Acupuncture Treatment

Overview

acupuncture

Most patients try acupuncture as a last resort when their doctors have declared their discomfort unfixable or psychosomatic, or prescription drugs have caused collateral damage. Some give it a try when their insurance plans cover a certain number of visits.

If you still haven’t tried acupuncture and are curious whether it’s worth your time and money, here are five encouraging reasons to give it a chance:

1. It's personalized healthcare. No two acupuncture patients receive the same treatment for the same disease or discomfort. Acupuncturists treat patients, not diseases. They are trained to take in every detail of you, from the sound of your voice to the quality of your skin to the sparkle in your eyes. They care about your whole story, past and present. They see your body as a network of interdependent parts: muscle, bone, fascia, organs, blood and body fluids, as well as more subtle layers like meridians and qi. They see what is deficient and what is stuck, mentally as well as physically, and make adjustments like a traffic cop, facilitating the body’s own healing ability.

2. It’s nothing to be afraid of. Sure, you may feel the needles and their immediate effects, but you needn’t be anxious. If you're suffering aches and pains on a daily basis, that chronic pain far outweighs any momentary mini pinch of a hair-thin sterile acupuncture needle.

3. It can have many positive effects. You may go to acupuncture to cure your neck and shoulder pain, and find that the pain diminishes. Meanwhile, your stress level, sleep quality, digestion, and overall mood improve too.

4. It gets to the root. Acupuncture treatments are deeply healing because they focus not only on the patient’s current condition, but investigate why their symptoms are manifesting and aim to treat the underlying root cause.

5. It works. Acupuncture has been around since before recorded history. The earliest written record comes from a few hundred years before the common era.
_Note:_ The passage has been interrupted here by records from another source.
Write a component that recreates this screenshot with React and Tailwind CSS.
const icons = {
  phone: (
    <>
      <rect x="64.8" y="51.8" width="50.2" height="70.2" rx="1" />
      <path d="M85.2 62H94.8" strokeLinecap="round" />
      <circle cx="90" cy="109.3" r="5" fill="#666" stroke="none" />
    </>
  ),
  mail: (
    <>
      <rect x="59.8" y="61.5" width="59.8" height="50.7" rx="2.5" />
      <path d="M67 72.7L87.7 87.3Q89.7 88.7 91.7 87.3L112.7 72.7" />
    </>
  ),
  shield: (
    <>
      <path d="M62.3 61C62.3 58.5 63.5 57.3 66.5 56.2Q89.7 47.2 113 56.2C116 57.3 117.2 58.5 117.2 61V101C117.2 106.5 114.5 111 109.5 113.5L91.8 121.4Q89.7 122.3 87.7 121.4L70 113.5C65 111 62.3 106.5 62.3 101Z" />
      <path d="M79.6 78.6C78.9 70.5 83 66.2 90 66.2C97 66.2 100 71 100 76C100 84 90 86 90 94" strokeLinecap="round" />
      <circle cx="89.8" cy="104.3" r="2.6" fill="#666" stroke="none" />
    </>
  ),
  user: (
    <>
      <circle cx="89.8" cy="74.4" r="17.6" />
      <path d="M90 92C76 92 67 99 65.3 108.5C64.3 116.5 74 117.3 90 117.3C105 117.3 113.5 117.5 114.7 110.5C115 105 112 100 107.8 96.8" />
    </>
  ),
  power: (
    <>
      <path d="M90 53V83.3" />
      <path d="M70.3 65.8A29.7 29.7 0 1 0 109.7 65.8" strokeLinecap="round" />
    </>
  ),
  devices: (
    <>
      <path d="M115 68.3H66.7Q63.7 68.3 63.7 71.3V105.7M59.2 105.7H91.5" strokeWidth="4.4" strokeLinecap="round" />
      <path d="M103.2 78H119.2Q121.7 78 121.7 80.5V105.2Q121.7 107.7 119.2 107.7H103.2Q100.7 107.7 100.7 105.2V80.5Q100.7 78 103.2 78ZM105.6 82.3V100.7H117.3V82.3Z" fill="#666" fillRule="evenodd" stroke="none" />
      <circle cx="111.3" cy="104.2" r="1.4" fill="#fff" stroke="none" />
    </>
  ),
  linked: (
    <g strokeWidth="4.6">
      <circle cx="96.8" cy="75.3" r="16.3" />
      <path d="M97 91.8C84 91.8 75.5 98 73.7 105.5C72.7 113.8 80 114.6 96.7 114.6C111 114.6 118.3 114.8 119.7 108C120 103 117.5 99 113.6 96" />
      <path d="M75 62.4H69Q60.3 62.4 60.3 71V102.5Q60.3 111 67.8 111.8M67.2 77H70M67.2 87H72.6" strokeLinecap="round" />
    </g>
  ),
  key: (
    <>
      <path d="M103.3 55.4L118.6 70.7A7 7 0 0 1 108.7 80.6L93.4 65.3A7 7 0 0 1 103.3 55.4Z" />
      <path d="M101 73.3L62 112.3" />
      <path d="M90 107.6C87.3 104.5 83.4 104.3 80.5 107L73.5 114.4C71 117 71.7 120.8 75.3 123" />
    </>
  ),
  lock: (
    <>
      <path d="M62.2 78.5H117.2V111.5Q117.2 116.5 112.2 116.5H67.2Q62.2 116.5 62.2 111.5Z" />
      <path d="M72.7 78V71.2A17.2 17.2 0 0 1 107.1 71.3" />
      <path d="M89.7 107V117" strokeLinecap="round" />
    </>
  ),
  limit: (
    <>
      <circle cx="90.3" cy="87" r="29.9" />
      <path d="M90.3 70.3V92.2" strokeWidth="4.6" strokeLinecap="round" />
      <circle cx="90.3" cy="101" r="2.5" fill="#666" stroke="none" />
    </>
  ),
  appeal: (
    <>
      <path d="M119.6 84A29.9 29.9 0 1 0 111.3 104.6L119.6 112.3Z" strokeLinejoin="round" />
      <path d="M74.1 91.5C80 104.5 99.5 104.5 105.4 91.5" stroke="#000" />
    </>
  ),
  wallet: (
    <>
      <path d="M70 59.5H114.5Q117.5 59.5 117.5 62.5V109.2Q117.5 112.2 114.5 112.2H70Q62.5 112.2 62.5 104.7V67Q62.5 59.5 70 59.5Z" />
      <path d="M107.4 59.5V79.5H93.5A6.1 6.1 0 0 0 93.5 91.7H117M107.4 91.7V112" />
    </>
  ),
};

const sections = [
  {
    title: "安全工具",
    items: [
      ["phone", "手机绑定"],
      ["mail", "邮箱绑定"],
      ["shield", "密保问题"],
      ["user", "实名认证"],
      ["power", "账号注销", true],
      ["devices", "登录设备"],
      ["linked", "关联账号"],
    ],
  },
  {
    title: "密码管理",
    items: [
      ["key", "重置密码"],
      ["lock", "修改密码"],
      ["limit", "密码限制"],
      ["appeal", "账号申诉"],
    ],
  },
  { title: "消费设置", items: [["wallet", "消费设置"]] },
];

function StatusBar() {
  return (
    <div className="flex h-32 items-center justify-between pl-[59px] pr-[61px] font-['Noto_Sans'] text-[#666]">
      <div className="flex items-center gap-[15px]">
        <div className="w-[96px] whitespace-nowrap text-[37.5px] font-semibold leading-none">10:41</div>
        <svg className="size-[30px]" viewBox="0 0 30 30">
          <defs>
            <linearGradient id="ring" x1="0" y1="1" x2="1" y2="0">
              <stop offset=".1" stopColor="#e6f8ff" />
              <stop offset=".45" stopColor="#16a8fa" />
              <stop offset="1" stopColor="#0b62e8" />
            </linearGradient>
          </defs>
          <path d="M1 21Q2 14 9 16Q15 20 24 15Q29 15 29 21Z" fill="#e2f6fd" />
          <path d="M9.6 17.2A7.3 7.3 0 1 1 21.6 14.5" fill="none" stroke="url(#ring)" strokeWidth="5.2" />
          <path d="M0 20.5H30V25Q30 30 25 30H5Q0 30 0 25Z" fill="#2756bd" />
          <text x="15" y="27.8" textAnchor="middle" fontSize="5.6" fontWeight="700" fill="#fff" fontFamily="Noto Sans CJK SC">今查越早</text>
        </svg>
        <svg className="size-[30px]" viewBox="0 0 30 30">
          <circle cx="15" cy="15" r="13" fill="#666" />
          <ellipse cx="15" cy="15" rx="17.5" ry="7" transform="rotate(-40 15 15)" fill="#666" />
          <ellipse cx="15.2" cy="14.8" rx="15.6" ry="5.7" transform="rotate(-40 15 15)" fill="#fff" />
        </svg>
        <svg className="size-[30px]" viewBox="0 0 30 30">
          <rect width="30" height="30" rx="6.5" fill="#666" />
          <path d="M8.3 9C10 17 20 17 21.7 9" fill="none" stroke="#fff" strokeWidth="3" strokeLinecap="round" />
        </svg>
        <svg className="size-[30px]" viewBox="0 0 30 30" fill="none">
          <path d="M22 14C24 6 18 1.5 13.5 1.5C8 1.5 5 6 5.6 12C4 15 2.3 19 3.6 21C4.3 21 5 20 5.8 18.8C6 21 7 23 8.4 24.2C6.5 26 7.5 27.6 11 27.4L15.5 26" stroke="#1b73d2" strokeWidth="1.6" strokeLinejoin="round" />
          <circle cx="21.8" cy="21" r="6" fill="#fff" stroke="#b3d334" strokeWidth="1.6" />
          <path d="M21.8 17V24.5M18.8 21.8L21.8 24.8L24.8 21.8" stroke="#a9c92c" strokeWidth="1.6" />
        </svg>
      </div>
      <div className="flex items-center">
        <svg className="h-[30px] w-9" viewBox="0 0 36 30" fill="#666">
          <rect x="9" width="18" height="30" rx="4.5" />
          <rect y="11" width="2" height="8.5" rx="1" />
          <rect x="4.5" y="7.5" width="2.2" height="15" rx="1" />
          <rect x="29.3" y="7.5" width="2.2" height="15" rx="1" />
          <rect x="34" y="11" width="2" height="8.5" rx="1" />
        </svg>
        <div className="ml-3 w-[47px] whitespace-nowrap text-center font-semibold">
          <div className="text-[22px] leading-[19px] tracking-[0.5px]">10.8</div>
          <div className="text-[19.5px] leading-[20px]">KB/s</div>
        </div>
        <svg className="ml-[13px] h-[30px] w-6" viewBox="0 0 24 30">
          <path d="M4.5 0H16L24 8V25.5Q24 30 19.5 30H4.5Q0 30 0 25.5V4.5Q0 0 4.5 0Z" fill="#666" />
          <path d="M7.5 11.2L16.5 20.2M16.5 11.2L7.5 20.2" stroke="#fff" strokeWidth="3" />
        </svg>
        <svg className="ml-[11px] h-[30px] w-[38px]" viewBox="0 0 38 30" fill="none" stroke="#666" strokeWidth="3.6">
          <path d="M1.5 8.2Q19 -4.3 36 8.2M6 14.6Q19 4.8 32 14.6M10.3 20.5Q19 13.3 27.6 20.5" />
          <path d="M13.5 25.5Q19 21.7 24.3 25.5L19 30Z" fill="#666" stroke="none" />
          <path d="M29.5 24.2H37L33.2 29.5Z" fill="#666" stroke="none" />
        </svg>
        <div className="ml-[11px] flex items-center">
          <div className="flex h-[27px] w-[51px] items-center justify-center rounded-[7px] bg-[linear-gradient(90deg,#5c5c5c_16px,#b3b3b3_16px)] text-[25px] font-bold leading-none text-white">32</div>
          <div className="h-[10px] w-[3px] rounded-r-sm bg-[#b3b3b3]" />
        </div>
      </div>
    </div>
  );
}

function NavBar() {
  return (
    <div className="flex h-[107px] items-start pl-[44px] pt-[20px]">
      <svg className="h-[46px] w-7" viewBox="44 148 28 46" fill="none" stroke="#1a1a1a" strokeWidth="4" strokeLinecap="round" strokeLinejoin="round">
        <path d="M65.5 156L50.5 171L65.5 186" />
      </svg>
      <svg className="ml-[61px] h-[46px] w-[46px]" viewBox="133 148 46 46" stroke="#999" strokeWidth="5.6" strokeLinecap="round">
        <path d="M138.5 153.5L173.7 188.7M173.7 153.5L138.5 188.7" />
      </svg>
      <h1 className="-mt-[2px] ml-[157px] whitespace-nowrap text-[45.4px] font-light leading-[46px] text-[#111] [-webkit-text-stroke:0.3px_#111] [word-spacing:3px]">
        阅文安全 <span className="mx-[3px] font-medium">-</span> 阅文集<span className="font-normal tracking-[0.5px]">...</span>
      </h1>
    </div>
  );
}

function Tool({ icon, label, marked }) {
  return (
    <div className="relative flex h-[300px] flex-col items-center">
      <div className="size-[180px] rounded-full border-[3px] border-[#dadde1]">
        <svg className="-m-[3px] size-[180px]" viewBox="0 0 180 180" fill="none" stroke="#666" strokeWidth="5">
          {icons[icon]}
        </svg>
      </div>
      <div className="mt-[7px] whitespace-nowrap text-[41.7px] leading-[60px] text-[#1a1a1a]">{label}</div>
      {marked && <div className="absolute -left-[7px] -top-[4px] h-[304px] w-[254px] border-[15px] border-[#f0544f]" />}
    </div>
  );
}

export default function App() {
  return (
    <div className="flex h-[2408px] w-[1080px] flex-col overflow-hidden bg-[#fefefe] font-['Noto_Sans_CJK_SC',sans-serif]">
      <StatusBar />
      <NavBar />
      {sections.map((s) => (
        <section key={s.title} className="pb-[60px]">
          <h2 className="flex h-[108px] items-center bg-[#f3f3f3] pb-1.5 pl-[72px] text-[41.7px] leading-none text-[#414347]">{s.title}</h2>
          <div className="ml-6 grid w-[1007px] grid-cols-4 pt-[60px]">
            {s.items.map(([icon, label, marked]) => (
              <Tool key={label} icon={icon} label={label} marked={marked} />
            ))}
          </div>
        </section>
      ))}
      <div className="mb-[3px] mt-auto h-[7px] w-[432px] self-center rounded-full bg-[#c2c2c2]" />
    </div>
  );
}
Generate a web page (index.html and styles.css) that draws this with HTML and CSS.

If it didn’t work, it certainly wouldn’t have lasted thousands of years and spread through hundreds of Asian medical lineages.



What conditions can acupuncture help with?

Acupuncture has shown to be helpful with a long list of conditions so here are some of the more common ones: adult post-operative and chemotherapy nausea and vomiting, post-operative dental pain, addiction, stroke rehabilitation, headache, menstrual cramps, tennis elbow, fibromyalgia, myofascial pain, osteoarthritis, low back pain, carpal tunnel syndrome, and asthma where acupuncture may be useful as an adjunct treatment or an acceptable alternative or be included in a comprehensive management program.

 

 

 

 

Does Acupuncture Hurt?

acupuncture

A common assumption about acupuncture is that it hurts. You are, after all, getting stuck with needles. Fear of pain from acupuncture needles is one of the most common reasons people forgo acupuncture. Often to the astonishment of those who take the plunge, acupuncture usually does not hurt. No pain, though, does not mean no sensation. There are instances where acupuncture needles are inserted without the recipient feeling a thing—this is especially common with styles of acupuncture that utilize extra thin needles, such as Japanese acupuncture. However, most of the time acupuncture produces some kind of sensation at the site of needling. This moment, when a person literally feels an acupuncture point working, is known in acupuncture lingo as de qi. It is a good thing. Another way of thinking about de qi is that the acupuncture needle has accessed the energetic material that it needs to produce movement throughout the body. When the point is activated, change is initiated.